Yesterday was Monday, my usual day for taking care of business:  paying bills, battling with the insurance company, mapping out my week, making contact with people I want to see, making appointments.  I also try to get a couple of hours of writing in during the morning.  Yesterday, I just couldn’t do it.  So I resorted to my tried and true inquiry, “What can I do to help myself feel better?”  Remembering to ask the question gave me a little breathing room.  The answers, my answers?

  • Start a blog post and write only until I run out of juice
  • Retreat to the window seat in my studio to drink a cup of tea and write in my journal, read, look at children’s books and illustrations
  • Work on my art
  • Take a nap
  • Drive down to the water, sit on the beach and look for a rock (“Everybody Needs a Rock” by Byrd Baylor)
  • Buy some flamingly magnificent dahlias from the itinerant vendor parked on the Boulevard on my way home from the store.  This was not a plan, just a brilliant impulse!
  • Go for a short walk after dinner, anything to get outside
  • Early to bed

It worked.  I did feel better, not over my funk, but the day got a bit brighter and less fraught.

The Flower Vendor

An added lift came from Ricky, the dahlia guy.  For a couple of months every summer and into the fall, he parks his van on a major thoroughfare and sits there most of the day selling his lovely flowers.  He has a boom box and listens to music, jazzy, bluesy stuff, and he has a camp chair or rather a camp rocking chair pulled up behind table that holds buckets of red, white, yellow, pink, purple, orange and variegated dahlias.  I’ve bought flowers from him every year but never really had a conversation.  Yesterday was different.
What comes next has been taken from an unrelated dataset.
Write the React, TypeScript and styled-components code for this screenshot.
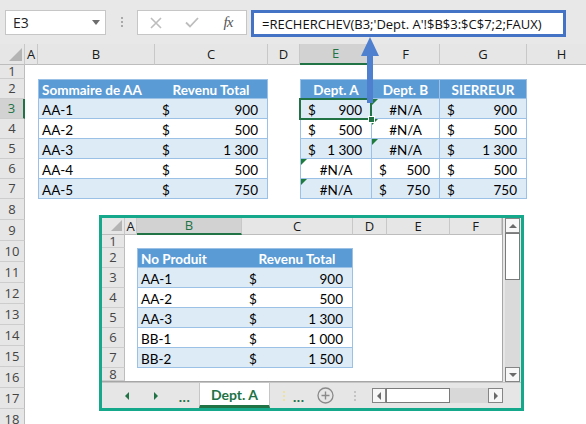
import { Fragment } from 'react';
import styled, { createGlobalStyle } from 'styled-components';

type Align = 'left' | 'center';
type Kind = 'head' | 'band' | 'plain';

interface CellSpec {
    value: string;
    kind: Kind;
    align: Align;
    first: boolean;
    last: boolean;
    sep: boolean;
    top: boolean;
    err?: boolean;
    selected?: boolean;
}

type CellMap = Record<string, CellSpec>;

const GREEN = '#217346';
const LINE = '1px solid #9bc2e6';
const UI_FONT = '"Open Sans", "Noto Sans", sans-serif';
const CELL_FONT = 'Lato, "Liberation Sans", sans-serif';

const GlobalStyle = createGlobalStyle`
html, body {
    margin: 0;
    padding: 0;
    background: #fff;
}
body {
    font-family: ${CELL_FONT};
}
`;

function buildTable(cols: string[], top: number, data: string[][], headAlign: Align[], sep: boolean): CellMap {
    const map: CellMap = {};
    data.forEach((row, i) => {
        row.forEach((value, j) => {
            map[cols[j] + (top + i)] = {
                value,
                kind: i === 0 ? 'head' : i % 2 === 1 ? 'band' : 'plain',
                align: i === 0 ? headAlign[j] : value === '#N/A' ? 'center' : 'left',
                first: j === 0,
                last: j === row.length - 1,
                sep,
                top: i === 0
            };
        });
    });
    return map;
}

const mainCells: CellMap = {
    ...buildTable(['B', 'C'], 2, [
        ['Sommaire de AA', 'Revenu Total'],
        ['AA-1', '$900'],
        ['AA-2', '$500'],
        ['AA-3', '$1 300'],
        ['AA-4', '$500'],
        ['AA-5', '$750']
    ], ['left', 'center'], false),
    ...buildTable(['E', 'F', 'G'], 2, [
        ['Dept. A', 'Dept. B', 'SIERREUR'],
        ['$900', '#N/A', '$900'],
        ['$500', '#N/A', '$500'],
        ['$1 300', '#N/A', '$1 300'],
        ['#N/A', '$500', '$500'],
        ['#N/A', '$750', '$750']
    ], ['center', 'center', 'center'], true)
};
['F3', 'F4', 'F5', 'E6', 'E7'].forEach(key => { mainCells[key].err = true; });
mainCells.E3.selected = true;

const innerCells: CellMap = buildTable(['B', 'C'], 2, [
    ['No Produit', 'Revenu Total'],
    ['AA-1', '$900'],
    ['AA-2', '$500'],
    ['AA-3', '$1 300'],
    ['BB-1', '$1 000'],
    ['BB-2', '$1 500']
], ['left', 'center'], false);

const rowsOf = (from: number, to: number, height: number): [number, number][] =>
    Array.from({ length: to - from + 1 }, (_, i) => [from + i, height]);

const MAIN_COLS: [string, number][] = [['A', 13], ['B', 117], ['C', 113], ['D', 32], ['E', 72], ['F', 68], ['G', 87], ['H', 70]];
const MAIN_ROWS: [number, number][] = [[1, 14], ...rowsOf(2, 7, 20), ...rowsOf(8, 18, 21)];
const INNER_COLS: [string, number][] = [['A', 12], ['B', 105], ['C', 111], ['D', 34], ['E', 63], ['F', 52]];
const INNER_ROWS: [number, number][] = [[1, 13], ...rowsOf(2, 7, 20), [8, 13]];

const Page = styled.div`
position: relative;
width: 586px;
height: 424px;
overflow: hidden;
background: #fff;
`;

/* ---------- formula bar ---------- */

const Toolbar = styled.div`
height: 44px;
box-sizing: border-box;
background: #e8e8e8;
display: flex;
align-items: flex-start;
padding: 10px 0 0 5px;
`;

const NameBox = styled.div`
width: 101px;
height: 25px;
box-sizing: border-box;
background: #fff;
border: 1px solid #c6c6c6;
display: flex;
align-items: center;
justify-content: space-between;
padding: 0 5px 0 7px;
font: 14px ${UI_FONT};
color: #222;
`;

const Caret = styled.span`
width: 0;
height: 0;
border-left: 4px solid transparent;
border-right: 4px solid transparent;
border-top: 5px solid #6d6d6d;
`;

const Grip = styled.span<{ $color?: string }>`
width: 0;
height: 10px;
border-left: 2px dotted ${props => props.$color ?? '#a9a9a9'};
`;

const ToolbarGrip = styled(Grip)`
margin: 7px 14px 0 15px;
`;

const FxBox = styled.div`
width: 110px;
height: 25px;
box-sizing: border-box;
background: #fff;
border: 1px solid #c6c6c6;
display: flex;
align-items: center;
`;

const FxSlot = styled.span`
width: 36px;
display: flex;
justify-content: center;
align-items: center;
`;

const FxLabel = styled.span`
font: italic 15px "Liberation Serif", serif;
color: #555;
letter-spacing: -1px;
`;

const FormulaInput = styled.div`
margin-left: 4px;
width: 315px;
height: 27px;
box-sizing: border-box;
background: #fff;
border: 3px solid #4472c4;
display: flex;
align-items: center;
padding-left: 8px;
font: 13px ${UI_FONT};
color: #111;
white-space: nowrap;
`;

/* ---------- sheet grid ---------- */

const SheetGrid = styled.div<{ $cols: string; $rows: string; $framed?: boolean }>`
display: grid;
grid-template-columns: ${props => props.$cols};
grid-template-rows: ${props => props.$rows};
background: #fff;
overflow: hidden;
border-right: ${props => props.$framed ? '1px solid #a6a6a6' : 'none'};
border-bottom: ${props => props.$framed ? '1px solid #a6a6a6' : 'none'};
`;

const Corner = styled.div`
box-sizing: border-box;
background: #e6e6e6;
border-right: 1px solid #c8c8c8;
border-bottom: 1px solid #bdbdbd;
display: flex;
align-items: flex-end;
justify-content: flex-end;
padding: 0 2px 3px 0;
`;

const CornerMark = styled.span<{ $size: number }>`
width: 0;
height: 0;
border-left: ${props => props.$size}px solid transparent;
border-bottom: ${props => props.$size}px solid #b4b4b4;
`;

const ColHead = styled.div<{ $active: boolean }>`
box-sizing: border-box;
display: flex;
align-items: center;
justify-content: center;
background: ${props => props.$active ? '#d2d2d2' : '#e6e6e6'};
border-right: 1px solid #c8c8c8;
border-bottom: ${props => props.$active ? `2px solid ${GREEN}` : '1px solid #bdbdbd'};
color: ${props => props.$active ? GREEN : '#1a1a1a'};
font: 13px/1 ${UI_FONT};
`;

const RowHead = styled.div<{ $active: boolean }>`
box-sizing: border-box;
display: flex;
align-items: center;
justify-content: center;
background: ${props => props.$active ? '#d2d2d2' : '#e6e6e6'};
border-bottom: 1px solid #cdcdcd;
border-right: ${props => props.$active ? `2px solid ${GREEN}` : '1px solid #bdbdbd'};
color: ${props => props.$active ? GREEN : '#444'};
font: 13px/1 ${UI_FONT};
`;

const Blank = styled.div`
background: #fff;
`;

const TableCell = styled.div<{ $kind: Kind; $align: Align; $first: boolean; $last: boolean; $sep: boolean; $top: boolean }>`
position: relative;
box-sizing: border-box;
display: flex;
align-items: center;
justify-content: ${props => props.$align === 'center' ? 'center' : 'flex-start'};
padding: 2px 3px 0;
min-width: 0;
white-space: nowrap;
font-size: 13.5px;
font-weight: ${props => props.$kind === 'head' ? 700 : 400};
color: ${props => props.$kind === 'head' ? '#fff' : '#000'};
background: ${props => props.$kind === 'head' ? '#5b9bd5' : props.$kind === 'band' ? '#ddebf7' : '#fff'};
border-bottom: ${LINE};
border-top: ${props => props.$top ? LINE : 'none'};
border-left: ${props => props.$first ? LINE : 'none'};
border-right: ${props => props.$last || props.$sep ? LINE : 'none'};
`;

const Money = styled.span`
flex: 1;
display: flex;
justify-content: space-between;
padding: 0 6px 0 4px;
`;

const ErrorMark = styled.span`
position: absolute;
left: 0;
top: 0;
width: 0;
height: 0;
border-top: 6px solid #1e7b3c;
border-right: 6px solid transparent;
`;

const Selection = styled.span`
position: absolute;
left: -2px;
top: -1px;
right: -1px;
bottom: -2px;
border: 2px solid ${GREEN};
z-index: 2;
pointer-events: none;
`;

const FillHandle = styled.span`
position: absolute;
right: -5px;
bottom: -5px;
width: 5px;
height: 5px;
background: ${GREEN};
border: 1px solid #fff;
`;

/* ---------- arrow ---------- */

const Arrow = styled.svg`
position: absolute;
left: 360px;
top: 37px;
z-index: 3;
`;

/* ---------- embedded window ---------- */

const Window = styled.div`
position: absolute;
left: 99px;
top: 215px;
width: 425px;
height: 196px;
box-sizing: border-box;
border: 3px solid #15a88a;
background: #e6e6e6;
display: flex;
flex-direction: column;
overflow: hidden;
z-index: 4;
`;

const WindowBody = styled.div`
display: flex;
gap: 2px;
height: 164px;
`;

const VScroll = styled.div`
width: 15px;
display: flex;
flex-direction: column;
background: #dadada;
`;

const ScrollButton = styled.span<{ $w?: number; $h?: number }>`
box-sizing: border-box;
width: ${props => props.$w ?? 15}px;
height: ${props => props.$h ?? 15}px;
flex: none;
background: #f7f7f7;
border: 1px solid #858585;
display: flex;
align-items: center;
justify-content: center;
`;

const Thumb = styled.span<{ $w?: number; $h?: number }>`
box-sizing: border-box;
width: ${props => props.$w ? `${props.$w}px` : '100%'};
height: ${props => props.$h ? `${props.$h}px` : '100%'};
flex: none;
background: #fff;
border: 1px solid #7a7a7a;
`;

const Track = styled.span`
flex: 1;
`;

const Tri = styled.span<{ $dir: 'up' | 'down' | 'left' | 'right'; $color?: string; $size?: number }>`
width: 0;
height: 0;
${props => {
        const s = props.$size ?? 4;
        const c = props.$color ?? '#6a6a6a';
        switch (props.$dir) {
        case 'up': return `border-left: ${s}px solid transparent; border-right: ${s}px solid transparent; border-bottom: ${s}px solid ${c};`;
        case 'down': return `border-left: ${s}px solid transparent; border-right: ${s}px solid transparent; border-top: ${s}px solid ${c};`;
        case 'left': return `border-top: ${s}px solid transparent; border-bottom: ${s}px solid transparent; border-right: ${s}px solid ${c};`;
        default: return `border-top: ${s}px solid transparent; border-bottom: ${s}px solid transparent; border-left: ${s}px solid ${c};`;
        }
    }}
`;

const TabBar = styled.div`
flex: 1;
display: flex;
align-items: center;
padding-left: 10px;
border-top: 1px solid #c6c6c6;
`;

const NavSlot = styled.span`
width: 29px;
display: flex;
justify-content: center;
align-items: center;
`;

const More = styled.span`
font: 700 14px ${CELL_FONT};
color: ${GREEN};
letter-spacing: 0.5px;
line-height: 1;
padding-top: 3px;
`;

const SheetTab = styled.span`
align-self: stretch;
width: 71px;
box-sizing: border-box;
background: #fff;
border-left: 1px solid #c6c6c6;
border-right: 1px solid #c6c6c6;
border-bottom: 3px solid ${GREEN};
display: flex;
align-items: center;
justify-content: center;
font: 700 14px ${CELL_FONT};
color: ${GREEN};
`;

const Spaced = styled.span<{ $left: number }>`
margin-left: ${props => props.$left}px;
display: flex;
align-items: center;
`;

const HScroll = styled.div`
margin-left: 16px;
width: 131px;
height: 15px;
display: flex;
background: #d8d8d8;
`;

function CellView({ spec }: { spec: CellSpec }) {
    const content = spec.value.startsWith('$')
        ? <Money><span>$</span><span>{spec.value.slice(1)}</span></Money>
        : spec.value;
    return (
        <TableCell $kind={spec.kind} $align={spec.align} $first={spec.first} $last={spec.last} $sep={spec.sep} $top={spec.top}>
            {content}
            {spec.err && <ErrorMark/>}
            {spec.selected && <Selection><FillHandle/></Selection>}
        </TableCell>
    );
}

function Sheet({
    cols, rows, cells, corner, headHeight, activeCol, activeRow, framed
}: {
    cols: [string, number][],
    rows: [number, number][],
    cells: CellMap,
    corner: number,
    headHeight: number,
    activeCol?: string,
    activeRow?: number,
    framed?: boolean
}) {
    const colTemplate = [corner, ...cols.map(c => c[1])].map(w => `${w}px`).join(' ');
    const rowTemplate = [headHeight, ...rows.map(r => r[1])].map(h => `${h}px`).join(' ');

    return (
        <SheetGrid $cols={colTemplate} $rows={rowTemplate} $framed={framed}>
            <Corner><CornerMark $size={corner > 24 ? 13 : 11}/></Corner>
            {cols.map(([c]) => <ColHead key={c} $active={c === activeCol}>{c}</ColHead>)}
            {rows.map(([r]) => (
                <Fragment key={r}>
                    <RowHead $active={r === activeRow}>{r}</RowHead>
                    {cols.map(([c]) => {
                        const spec = cells[c + r];
                        return spec ? <CellView key={c} spec={spec}/> : <Blank key={c}/>;
                    })}
                </Fragment>
            ))}
        </SheetGrid>
    );
}

function FormulaBar() {
    return (
        <Toolbar>
            <NameBox>E3<Caret/></NameBox>
            <ToolbarGrip/>
            <FxBox>
                <FxSlot>
                    <svg width="12" height="12" viewBox="0 0 12 12">
                        <path d="M1 1 L11 11 M11 1 L1 11" stroke="#bdbdbd" strokeWidth="1.6"/>
                    </svg>
                </FxSlot>
                <FxSlot>
                    <svg width="14" height="11" viewBox="0 0 14 11">
                        <path d="M1 5.5 L5 9.5 L13 1" stroke="#bdbdbd" strokeWidth="1.8" fill="none"/>
                    </svg>
                </FxSlot>
                <FxSlot><FxLabel>fx</FxLabel></FxSlot>
            </FxBox>
            <FormulaInput>=RECHERCHEV(B3;'Dept. A'!$B$3:$C$7;2;FAUX)</FormulaInput>
        </Toolbar>
    );
}

function Workbook() {
    return (
        <Window>
            <WindowBody>
                <Sheet cols={INNER_COLS} rows={INNER_ROWS} cells={innerCells} corner={23} headHeight={17} activeCol="B" framed/>
                <VScroll>
                    <ScrollButton><Tri $dir="up"/></ScrollButton>
                    <Thumb $h={47}/>
                    <Track/>
                    <ScrollButton><Tri $dir="down"/></ScrollButton>
                </VScroll>
            </WindowBody>
            <TabBar>
                <NavSlot><Tri $dir="left" $color={GREEN} $size={4}/></NavSlot>
                <NavSlot><Tri $dir="right" $color={GREEN} $size={4}/></NavSlot>
                <NavSlot><More>...</More></NavSlot>
                <SheetTab>Dept. A</SheetTab>
                <Spaced $left={13}><Grip $color="#ece2a4"/></Spaced>
                <Spaced $left={8}><More>...</More></Spaced>
                <Spaced $left={13}>
                    <svg width="17" height="17" viewBox="0 0 17 17">
                        <circle cx="8.5" cy="8.5" r="7.5" stroke="#8a8a8a" strokeWidth="1.3" fill="none"/>
                        <path d="M8.5 4.5 V12.5 M4.5 8.5 H12.5" stroke="#8a8a8a" strokeWidth="1.4"/>
                    </svg>
                </Spaced>
                <Spaced $left={20}><Grip $color="#c4c4c4"/></Spaced>
                <HScroll>
                    <ScrollButton $w={14}><Tri $dir="left"/></ScrollButton>
                    <Thumb $w={64}/>
                    <Track/>
                    <ScrollButton><Tri $dir="right"/></ScrollButton>
                </HScroll>
            </TabBar>
        </Window>
    );
}

export default function App() {
    return (
        <>
            <GlobalStyle/>
            <Page>
                <FormulaBar/>
                <Sheet cols={MAIN_COLS} rows={MAIN_ROWS} cells={mainCells} corner={25} headHeight={21} activeCol="E" activeRow={3}/>
                <Arrow width="20" height="68" viewBox="0 0 20 68">
                    <polygon points="10,0 19,19 1,19" fill="#4f7fcf"/>
                    <rect x="7" y="18" width="6" height="48" fill="#4f7fcf"/>
                </Arrow>
                <Workbook/>
            </Page>
        </>
    );
}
“Do you grow all your flowers?”  I asked.  “Oh yeah,” he said.  “They’re all mine – until they’re yours!”  “You must have a pretty big garden.”  “Wanna see a picture of it?”  “Sure,” I answered.  He hauled out his cell phone and fiddled around for a moment and found photos of a large, maybe quarter-acre plot.  At the bottom of the photo, at the end of a row of flowers was a white stool, like a shower stool out of a medical equipment catalog.  “They’re just coming on.  They’ll get better in a week or two.”  I was seriously impressed.  Ricky looks to be about my age, which is to say not young.  He’s quite heavy, wears support stockings, and when he moves around his mobile flower stand, showing off his wares and bundling up my favorite picks, he hobbles as if his hips or knees hurt.  I drove away with my flowers, new respect for Ricky and a feeling of, perhaps, solidarity.

The next day, on the way home from my physical therapy appointment, I stopped by again.  I had a low grade headache, building as the day wore on, and a knot in my left shoulder.  “Ricky, I have a question for you.”  “What’s that?” he said.  “Could I take your picture?  I have a lot of headaches, and those flowers made me feel better yesterday.”  “Sure, you can take my picture any time you want.”  I shot three or four photos and thanked him.  He picked up a bucket from the table, “You want some yellow plums?  They’re super ripe.  Picked them this morning ’cause they were gonna rot if I didn’t.  Take as many as you want.”  I took three.  He made sure I got the ones that didn’t have a split.  “I like your camp rocker.”  “Yeah, it’s good.  I got it at Fred Meyers, pistons and all.”  I bid him good by and headed home to cook dinner.  My headache had disappeared.

 

 

2 Replies to “Calm Before the Storm”

  1. I love reading your blog. I have been reading it for years. I respect your perserverance (cannot spell that right) and creativity. Many thanks for all your posts. They have helped me feel less alone.

  2. You're welcome! It makes me feel more connected to – when I write and post them and especially when I get comments. I hope you're having some good summer days.